Makna Tingkat
Analis
Tantangan awal yang
dihadapi analisis hubungan internasional, yaitu keharusan menemukan sasaran
analisa yang tepat, yaitu: persoalan memilih dari berbagai kemungkinan tingkat
analisis. Dalam memilih tingkat analisis, kita menetapkan “unit analisa,” yaitu
yang perilakunya yang hendak kita deskripsikan, jelaskan dan ramalkan ( karena
itu juga bisa disebut “variable dependen”); dan unit eksplanasi,” yaitu yang
dampaknya terhadap unit analisis hendak kita amati (bisa juga disebut “variable
independen”.[1]
Jadi, masalah lain yang dihadapi analisis
antara lain adalah persoalan menetapkan apa
yang harus ditelaah atau diamati dalam mempelajari hubungan internasional;
yaitu apa yang harus dipakai sebagai unit eksplanasi, dan pada tingkat mana analisis
harus ditekankan. Tentu saja kita tidak bisa menelaah segala segi hubungan
internasional, sebab secara fisikm tidak mugkin. Seperti yang dikatakan oleh J.
David Singer, dalam ilmu apapun ada keharusan untuk memilih sasaran analisisa
yang tertentu:
Dalam
setiap bidang kegiatan keilmuan, selalu terdapat berbagai cara memilah-memilih
dan mengatur fenomena yang dipelajari demi analisis yang sistematik. Baik ilmu
fisik maupun ilmu sosial, pengamat harus memilih pusat perhatian, pada
bagian-bagiannya atau pada keseluruhan fenomena itu, pada komponennya atau pada
sistemnya. Misalnya, ia bisa memilih mau memperhatikan bunga atau kebunnya,
pohon atau hutannya, rumah atau kampungnya, remaja nakal atau kelompok gangnya,
anggota DPR atau parlemennya dan sebagainya.[2]
Dalam
analogi Singer ini, kita bisa katakan bahwa dalam hubungan internasional bisa
pelajari “bagian” (yaitu bunga/pohon/rumah/remaja/remaja nakal/anggota DPR),
atau pindah gingkat analisis dan mempelajarai “keseluruhan” (yaitu,
kebun/hutan/kampong/kelompok gang/parlemen). Dengan pendekatan pertama, kita
mempelajari politik dalam negeri suatu negara yang mempengaruhi para pembuat
keputusan dalam memilih berbagai alternatif untuk membuat politik luar negeri
negara itu. Dengan pendekatan kedua, kita mempelajari sistem internasional yang
merupakan lingkungan besar yang memperngaruhi proses pembuatan keputusan
tersebut, dan dengan demikian bisa membantu para pembuatan keputusan dalam
menentukan alternative-alternatif apa yang mau diambil.

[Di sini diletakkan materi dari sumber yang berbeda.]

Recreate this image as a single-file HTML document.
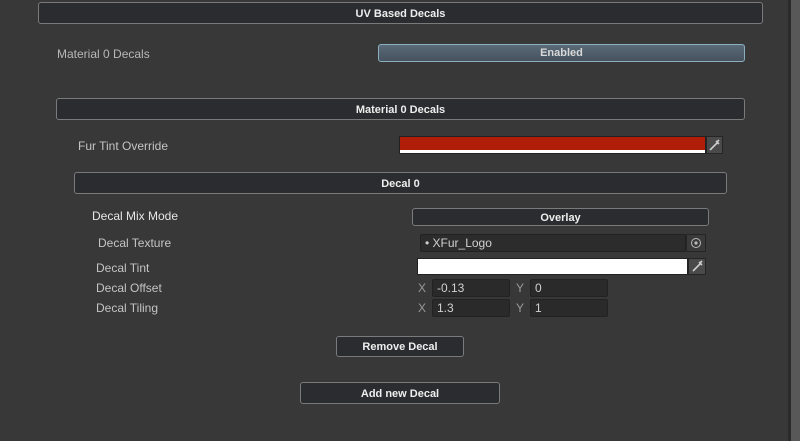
<!DOCTYPE html>
<html><head><style>
body{margin:0;width:800px;height:441px;background:#383838;overflow:hidden;position:relative;font-family:"Liberation Sans",sans-serif;font-size:12px;color:#c4c4c4}
.a{position:absolute;box-sizing:border-box}
.hdr{background:#2a2c2f;border:1px solid #7a7a7a;border-radius:3px;color:#eee;font-weight:bold;text-align:center;font-size:11px}
.lbl{position:absolute;font-size:12px}
.fld{background:#2a2a2a;border:1px solid #222;border-radius:2px;color:#d0d0d0;padding-left:4px;font-size:12px;line-height:16px}
.pick{background:#4a4a4a;border:1px solid #252525}
</style></head><body>
<div class="a" style="left:788px;top:0;width:3px;height:441px;background:#2a2a2a"></div>
<div class="a" style="left:791px;top:0;width:9px;height:441px;background:#585858"></div>

<div class="a hdr" style="left:38px;top:2px;width:725px;height:22px;line-height:22px">UV Based Decals</div>
<div class="lbl" style="left:57px;top:47px;color:#b8b8b8">Material 0 Decals</div>
<div class="a" style="left:378px;top:44px;width:367px;height:18px;border:1px solid #8ab0c0;border-radius:3px;background:linear-gradient(#5a6a78,#46525e);color:#d8d8d8;font-weight:bold;font-size:11px;text-align:center;line-height:17px">Enabled</div>

<div class="a hdr" style="left:56px;top:98px;width:689px;height:22px;line-height:22px">Material 0 Decals</div>
<div class="lbl" style="left:78px;top:139px">Fur Tint Override</div>
<div class="a" style="left:399px;top:136px;width:307px;height:18px;background:#fff;border:1px solid #222"><div style="height:13px;background:#b01d08"></div></div>
<div class="a pick" style="left:706px;top:136px;width:17px;height:18px"><svg width="15" height="16" viewBox="0 0 15 16"><path d="M3 13 L10 6 M9 4 L12 7 M10 5 L12 3" stroke="#ccc" stroke-width="1.6" fill="none"/></svg></div>

<div class="a hdr" style="left:74px;top:172px;width:653px;height:22px;line-height:22px">Decal 0</div>
<div class="lbl" style="left:92px;top:209px;color:#e6e6e6">Decal Mix Mode</div>
<div class="a hdr" style="left:412px;top:208px;width:297px;height:18px;line-height:18px">Overlay</div>
<div class="lbl" style="left:98px;top:236px">Decal Texture</div>
<div class="a fld" style="left:420px;top:234px;width:266px;height:18px;background:#2c2c2c">• XFur_Logo</div>
<div class="a pick" style="left:686px;top:234px;width:20px;height:18px;background:#3a3a3a"><svg width="18" height="16" viewBox="0 0 18 16"><circle cx="9" cy="8" r="4.5" stroke="#bbb" fill="none"/><circle cx="9" cy="8" r="1.6" fill="#bbb"/></svg></div>
<div class="lbl" style="left:96px;top:261px">Decal Tint</div>
<div class="a" style="left:417px;top:258px;width:271px;height:17px;background:#fff;border:1px solid #222"></div>
<div class="a pick" style="left:688px;top:258px;width:18px;height:17px"><svg width="16" height="15" viewBox="0 0 16 15"><path d="M4 12 L11 5 M10 3 L13 6 M11 4 L13 2" stroke="#ccc" stroke-width="1.6" fill="none"/></svg></div>
<div class="lbl" style="left:96px;top:281px">Decal Offset</div>
<div class="lbl" style="left:418px;top:281px;color:#999">X</div>
<div class="a fld" style="left:432px;top:279px;width:78px;height:18px">-0.13</div>
<div class="lbl" style="left:516px;top:281px;color:#999">Y</div>
<div class="a fld" style="left:530px;top:279px;width:78px;height:18px">0</div>
<div class="lbl" style="left:96px;top:301px">Decal Tiling</div>
<div class="lbl" style="left:418px;top:301px;color:#999">X</div>
<div class="a fld" style="left:432px;top:299px;width:78px;height:18px">1.3</div>
<div class="lbl" style="left:516px;top:301px;color:#999">Y</div>
<div class="a fld" style="left:530px;top:299px;width:78px;height:18px">1</div>

<div class="a hdr" style="left:336px;top:336px;width:128px;height:21px;line-height:21px">Remove Decal</div>
<div class="a hdr" style="left:300px;top:382px;width:200px;height:22px;line-height:22px">Add new Decal</div>
</body></html>
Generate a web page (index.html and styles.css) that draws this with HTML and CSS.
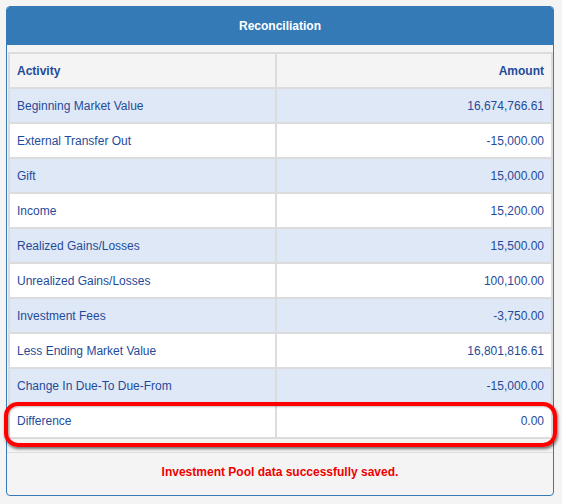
FILE: index.html
```html
<!DOCTYPE html>
<html>
<head>
<meta charset="utf-8">
<link rel="stylesheet" href="styles.css">
</head>
<body>
<div class="panel">
  <div class="panel-heading">Reconciliation</div>
  <div class="panel-body">
    <table class="recon">
      <thead>
        <tr><th class="activity">Activity</th><th class="amount">Amount</th></tr>
      </thead>
      <tbody>
        <tr class="alt"><td>Beginning Market Value</td><td class="amount">16,674,766.61</td></tr>
        <tr><td>External Transfer Out</td><td class="amount">-15,000.00</td></tr>
        <tr class="alt"><td>Gift</td><td class="amount">15,000.00</td></tr>
        <tr><td>Income</td><td class="amount">15,200.00</td></tr>
        <tr class="alt"><td>Realized Gains/Losses</td><td class="amount">15,500.00</td></tr>
        <tr><td>Unrealized Gains/Losses</td><td class="amount">100,100.00</td></tr>
        <tr class="alt"><td>Investment Fees</td><td class="amount">-3,750.00</td></tr>
        <tr><td>Less Ending Market Value</td><td class="amount">16,801,816.61</td></tr>
        <tr class="alt"><td>Change In Due-To Due-From</td><td class="amount">-15,000.00</td></tr>
        <tr><td>Difference</td><td class="amount">0.00</td></tr>
      </tbody>
    </table>
    <div class="highlight"></div>
  </div>
  <div class="panel-footer">Investment Pool data successfully saved.</div>
</div>
</body>
</html>
```

FILE: styles.css
```css
html, body {
  margin: 0;
  padding: 0;
  background: #f4f4f4;
}
body {
  padding: 6px 8px 0 6px;
  font-family: "Liberation Sans", Arial, sans-serif;
  font-size: 12px;
}
.panel {
  width: 546px;
  border: 1px solid #337ab7;
  border-radius: 4px;
  background: #f4f4f4;
}
.panel-heading {
  background: #337ab7;
  color: #fff;
  font-weight: bold;
  text-align: center;
  height: 38px;
  line-height: 38px;
  border-radius: 3px 3px 0 0;
}
.panel-body {
  position: relative;
  padding: 7px 1px 13px 1px;
  border-bottom: 1px solid #dddddd;
}
.recon {
  width: 545px;
  border-collapse: separate;
  border-spacing: 0;
  border-top: 2px solid #dcdcdc;
  border-left: 2px solid #dcdcdc;
  table-layout: fixed;
}
.recon th, .recon td {
  height: 35px;
  padding: 1px 7px 0 7px;
  border-right: 2px solid #dcdcdc;
  border-bottom: 2px solid #dcdcdc;
  color: #1f4b9b;
  text-align: left;
  box-sizing: border-box;
  background: #ffffff;
}
.recon th {
  background: #f4f4f4;
  font-weight: bold;
}
.recon th.activity, .recon td:first-child {
  width: 267px;
}
.recon .amount {
  text-align: right;
}
.recon tr.alt td {
  background: #dfe8f6;
}
.highlight {
  position: absolute;
  left: -3px;
  top: 357px;
  width: 545px;
  height: 37px;
  border: 4px solid #ff0000;
  border-radius: 14px;
  box-shadow: 1px 2px 3px rgba(0, 0, 0, 0.55), inset 1px 1px 2px rgba(0, 0, 0, 0.25);
}
.panel-footer {
  height: 42px;
  padding-top: 12px;
  box-sizing: border-box;
  text-align: center;
  color: #ee0000;
  font-weight: bold;
  line-height: 14px;
}
```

Mengapa tingkat analisis dianggap
penting? Mengapa kita harus memperhatikan tingkat analisa? Pertama, untuk menjelaskan suatu peristiwa internasioanl, misalnya
tindakan eksternal suatu negara (biasanya di anggap sebagai actor utama dalam
hubungan internasional), terdapat lebih dari satu faktor yang punya kemungkinan
menyebabkannya, mulai perilaku individual pemimpin, perilaku kelompok,
karateristik negara itu sendiri, hubungannya dengan beberapa negara dalam
lingkungan regional, sampai struktur hubungan pada tingkat global.
Kedua,
kerangka berfikir pada tingkat analisa membantu kita memilah-milah faktor mana
yang harus paling banyak ditekankan. Kerangka ini juga menunjukkan bahwa pada
tingkat yang penting pada suatu situasi mungkin tidak penting pada situasi
lain. Misalnya perubahan rezim di Iran pada akhir 1970-an mungkin bisa
dijelaskan secara memuaskan dengan tingkat analisa individu, yaitu perilaku
Imam Khomeini; tetapi perubahan rezim di Filipina pada pertengahan 1980-an
mungkin tidak bisa dijelaskan dengan sama memuaskannya dengan menelaah perilaku
Nyonya Aquino.
Ketiga,
kerangka tingkat analisa memungkinkan kita untuk memilah-milah mana dampak dari
sekumpulan faktor tertentu terhadap suatu fenomena dan mana dampak dari
kumpulan faktor lain terhadap fenomena itu; dan kemudian memperbandingkan
dampak dari kedua kelompok faktor yang berbeda itu. Sehingga untuk fenomena
yang sama kita memperoleh beberapa penjelasan alternatif.
Keempat,
kita harus peka terhadap tingkat analisa karena adanya kemungkinan kita
melakukan kesalahan metodologis yang disebut fallacy of composition dan ecological fallacy. Yang pertama adalah
kesalahan akibat berasumsi bahwa generalisasi tentang perilaku “bagian” bisa
juga dipakai untuk menjelaskan “keseluruhan”. Contohnya adalah pendapat Hans J.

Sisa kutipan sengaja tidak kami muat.